Just a month after Andres Serrano’s Piss Christ was smashed by French nationalist Catholics and a truck-driver gal pounced on Enrique Chagoya’s The Misadventures of the Romantic Cannibals with a crowbar in Colorado, came word of Tibetan monks attacking Tenzing Rigdol’s Bollywood Buddha. The news item was a bit sensationalist, a bit lost in translation. The Shev Sena right-wing political party rounded up 35 to 50 protesters (and a few Buddhist monks) to rush the Mumbai’s Volte gallery exhibit of contemporary Tibetan art, attempting to abduct and destroy Bollywood Buddha. The whole fracas was motivated by a skewed exhibit review entitled “What’s Bebo Doing on Buddha’s Chin?” that helped the political right to “opportunistically misconstrue” the artists’ intent as offensive. Instead, Rigdol’s collage of India’s pop culture celebrities symbolized Buddha’s universalism. The curator was able to subdue the so-called “mob.”

The Doppelgänger Cop Kissers

Anarchistic Russian art group Voina is known for their controversial, explicit interventions, but when a clip of girls force-kissing female police officers in the metro surfaced on YouTube attributed to “the Voina group,” the official rep was enraged, denounced Voina’s responsibility for the “repressionist-rapey sucking of cop mugs.” Turns out there’s a second, fringe Voina group, consisting of members allegedly “exiled for snitching.” The Trash Smooching was however included in the 4th Moscow Biennale of Contemporary Art as a “Voina” action, which disturbed sensitive audiences and caused Voina to vehemently boycott the Biennale. It’s confusing, we know.

The “Grave Robber” Series

Image courtesy Dvorak Sec Contemporary Gallery

Controversial Czech artist Roman Týc exhibited 19 demure portraits painted with… dum-dum-DUM… human ash. According to the Dvorak Sec Contemporary Gallery, the Grave Robber series highlights “our strangely biased relationship to death” and the materials — alleged surpluses of ashes from Prague crematoriums — would have been trashed into a garbage dump, as Prague crematoriums are notoriously known to do.
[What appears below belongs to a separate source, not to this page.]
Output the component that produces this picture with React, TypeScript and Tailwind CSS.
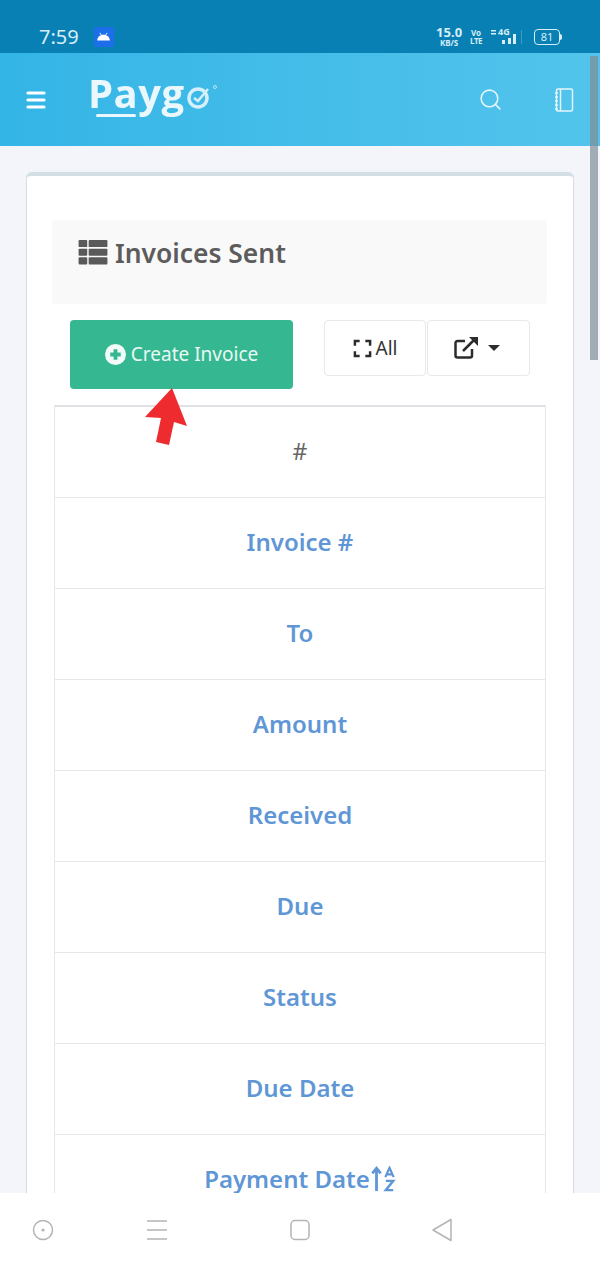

With the art show dubbed “morbid” and “inappropriate” by critics, the gallery vowed to honorably disperse the ashes, after conclusion.

Recycled Ant-Jesus Outrage

Image credit: Annie Leibovitz, Ellen DeGeneresfrom HIDE/SEEK; NY Daily News; Savid Wojnarowicz, A Fire in My Belly still. Courtesy of The Estate of David Wojnarowicz and P.P.O.W Gallery, New York

It’s impossible to round off the year without mentioning the Brooklyn Museum’s HIDE/SEEK: Difference and Desire in American Portraiture exhibit, a comprehensive exploration of gender and sexuality in art and queer culture. Once again, it’s inspired some “It’s not art! It’s disgusting!” quips, dutifully collected and sensationalized by tabloids like the NY Daily News . Perhaps they were nostalgic for all the provocative headlines that the original HIDE/SEEK exhibit at the National Portrait Gallery inspired in 2010, when David Wojnarowicz’s “offensive,” complex video piece was censored by the Smithsonian. So, they rehashed some “Crucifix Outrage,” specifically: “Another unholy controversy at Brooklyn museum: Video of ants skittering over crucified Jesus is enraging Christians… The 10-second crucifix segment is spliced between other bizarre scenes.” Bizarre? Alright, just stick to Victoria’s Secrets then.

The Occupy Wall Street Money-Flag Burning

Naturally, Occupy Wall Street’s art show No Comment would be as rousing as the Occupy Wall Street movement itself. Collaborating with the artist collective Loft in the Red Zone, OWS had nested itself inside the historic JP Morgan Building, between the New York Stock Exchange and Federal Hall, a perfect location to seed the 99%’s message of economic struggle and inequality through works of art and open discourse. The huge exhibition of sculpture, painting, multimedia, installations and impromptu pop-up performance echoed the spirit of DIY revolutionary Zuccotti Park camp and righteous revolt beyond. Then, the crowd lit a giant flag sewn from currency bills on fire and even some of the supporters were uneasy. Wasn’t the show also a fund raiser? Was this a waste of money or a powerful, symbolic action? You be the judge.